▶ Exercise input:
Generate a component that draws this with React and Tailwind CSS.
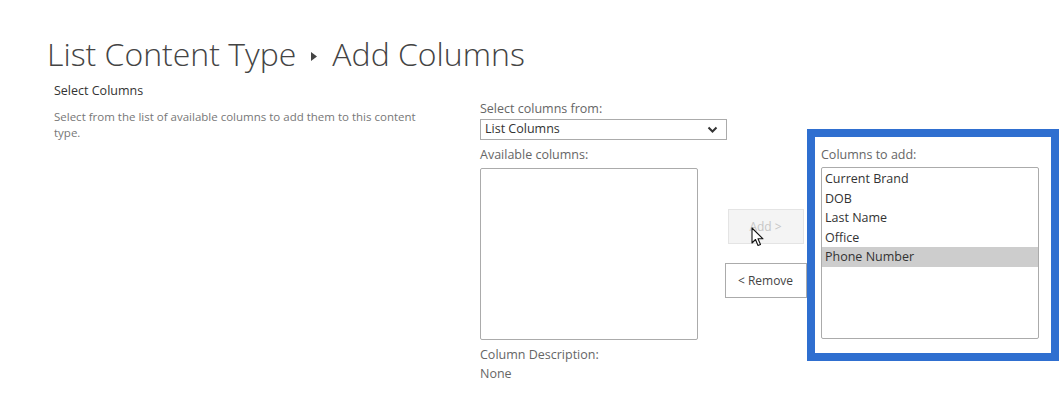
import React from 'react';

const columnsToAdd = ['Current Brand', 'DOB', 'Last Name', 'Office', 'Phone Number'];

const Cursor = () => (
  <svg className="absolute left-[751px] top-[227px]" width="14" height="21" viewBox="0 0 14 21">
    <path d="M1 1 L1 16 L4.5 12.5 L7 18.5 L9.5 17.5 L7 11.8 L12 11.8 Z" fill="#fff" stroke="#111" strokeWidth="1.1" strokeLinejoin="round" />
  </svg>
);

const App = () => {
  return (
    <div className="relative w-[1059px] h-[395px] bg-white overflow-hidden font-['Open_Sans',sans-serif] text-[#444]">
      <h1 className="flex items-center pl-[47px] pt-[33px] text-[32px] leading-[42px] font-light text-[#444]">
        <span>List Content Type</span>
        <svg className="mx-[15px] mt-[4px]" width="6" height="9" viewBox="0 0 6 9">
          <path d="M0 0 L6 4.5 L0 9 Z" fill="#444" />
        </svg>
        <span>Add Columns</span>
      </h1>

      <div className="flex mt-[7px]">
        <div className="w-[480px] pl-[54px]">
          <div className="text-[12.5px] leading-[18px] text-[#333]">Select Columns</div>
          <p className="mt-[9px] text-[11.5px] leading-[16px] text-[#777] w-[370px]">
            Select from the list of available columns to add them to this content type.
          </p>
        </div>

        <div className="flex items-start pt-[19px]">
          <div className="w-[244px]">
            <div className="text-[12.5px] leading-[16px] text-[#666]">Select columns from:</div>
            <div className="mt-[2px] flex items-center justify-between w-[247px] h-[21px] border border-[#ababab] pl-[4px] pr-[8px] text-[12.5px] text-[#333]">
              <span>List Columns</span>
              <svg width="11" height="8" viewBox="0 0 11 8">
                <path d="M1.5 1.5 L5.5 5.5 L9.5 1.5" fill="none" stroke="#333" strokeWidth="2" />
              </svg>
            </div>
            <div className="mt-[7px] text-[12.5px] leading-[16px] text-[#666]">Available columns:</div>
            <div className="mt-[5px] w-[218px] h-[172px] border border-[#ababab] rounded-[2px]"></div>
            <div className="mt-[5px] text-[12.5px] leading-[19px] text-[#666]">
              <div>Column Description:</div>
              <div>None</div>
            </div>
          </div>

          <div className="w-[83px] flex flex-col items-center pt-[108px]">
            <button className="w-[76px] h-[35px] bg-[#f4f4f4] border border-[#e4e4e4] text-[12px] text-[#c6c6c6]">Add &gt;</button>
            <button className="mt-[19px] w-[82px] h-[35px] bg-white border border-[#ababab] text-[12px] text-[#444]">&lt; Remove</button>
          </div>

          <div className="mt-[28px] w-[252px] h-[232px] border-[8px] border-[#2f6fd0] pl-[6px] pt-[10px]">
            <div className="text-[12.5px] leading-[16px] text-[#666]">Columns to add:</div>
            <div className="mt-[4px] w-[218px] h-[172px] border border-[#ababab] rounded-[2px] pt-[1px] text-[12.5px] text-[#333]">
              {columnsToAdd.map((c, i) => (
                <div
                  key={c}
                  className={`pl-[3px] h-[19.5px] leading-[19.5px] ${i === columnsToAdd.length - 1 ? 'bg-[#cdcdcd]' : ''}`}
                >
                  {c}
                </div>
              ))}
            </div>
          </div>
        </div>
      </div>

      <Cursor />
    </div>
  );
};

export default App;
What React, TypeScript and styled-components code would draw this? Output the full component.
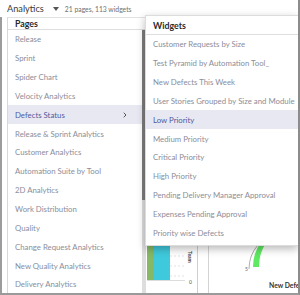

▶ The request: Copy the material exactly. Do not include the pictures.

▶ Solution to this exercise:
Generate a component that draws this with React and Tailwind CSS.
import React from 'react';

const columnsToAdd = ['Current Brand', 'DOB', 'Last Name', 'Office', 'Phone Number'];

const Cursor = () => (
  <svg className="absolute left-[751px] top-[227px]" width="14" height="21" viewBox="0 0 14 21">
    <path d="M1 1 L1 16 L4.5 12.5 L7 18.5 L9.5 17.5 L7 11.8 L12 11.8 Z" fill="#fff" stroke="#111" strokeWidth="1.1" strokeLinejoin="round" />
  </svg>
);

const App = () => {
  return (
    <div className="relative w-[1059px] h-[395px] bg-white overflow-hidden font-['Open_Sans',sans-serif] text-[#444]">
      <h1 className="flex items-center pl-[47px] pt-[33px] text-[32px] leading-[42px] font-light text-[#444]">
        <span>List Content Type</span>
        <svg className="mx-[15px] mt-[4px]" width="6" height="9" viewBox="0 0 6 9">
          <path d="M0 0 L6 4.5 L0 9 Z" fill="#444" />
        </svg>
        <span>Add Columns</span>
      </h1>

      <div className="flex mt-[7px]">
        <div className="w-[480px] pl-[54px]">
          <div className="text-[12.5px] leading-[18px] text-[#333]">Select Columns</div>
          <p className="mt-[9px] text-[11.5px] leading-[16px] text-[#777] w-[370px]">
            Select from the list of available columns to add them to this content type.
          </p>
        </div>

        <div className="flex items-start pt-[19px]">
          <div className="w-[244px]">
            <div className="text-[12.5px] leading-[16px] text-[#666]">Select columns from:</div>
            <div className="mt-[2px] flex items-center justify-between w-[247px] h-[21px] border border-[#ababab] pl-[4px] pr-[8px] text-[12.5px] text-[#333]">
              <span>List Columns</span>
              <svg width="11" height="8" viewBox="0 0 11 8">
                <path d="M1.5 1.5 L5.5 5.5 L9.5 1.5" fill="none" stroke="#333" strokeWidth="2" />
              </svg>
            </div>
            <div className="mt-[7px] text-[12.5px] leading-[16px] text-[#666]">Available columns:</div>
            <div className="mt-[5px] w-[218px] h-[172px] border border-[#ababab] rounded-[2px]"></div>
            <div className="mt-[5px] text-[12.5px] leading-[19px] text-[#666]">
              <div>Column Description:</div>
              <div>None</div>
            </div>
          </div>

          <div className="w-[83px] flex flex-col items-center pt-[108px]">
            <button className="w-[76px] h-[35px] bg-[#f4f4f4] border border-[#e4e4e4] text-[12px] text-[#c6c6c6]">Add &gt;</button>
            <button className="mt-[19px] w-[82px] h-[35px] bg-white border border-[#ababab] text-[12px] text-[#444]">&lt; Remove</button>
          </div>

          <div className="mt-[28px] w-[252px] h-[232px] border-[8px] border-[#2f6fd0] pl-[6px] pt-[10px]">
            <div className="text-[12.5px] leading-[16px] text-[#666]">Columns to add:</div>
            <div className="mt-[4px] w-[218px] h-[172px] border border-[#ababab] rounded-[2px] pt-[1px] text-[12.5px] text-[#333]">
              {columnsToAdd.map((c, i) => (
                <div
                  key={c}
                  className={`pl-[3px] h-[19.5px] leading-[19.5px] ${i === columnsToAdd.length - 1 ? 'bg-[#cdcdcd]' : ''}`}
                >
                  {c}
                </div>
              ))}
            </div>
          </div>
        </div>
      </div>

      <Cursor />
    </div>
  );
};

export default App;
What React, TypeScript and styled-components code would draw this? Output the full component.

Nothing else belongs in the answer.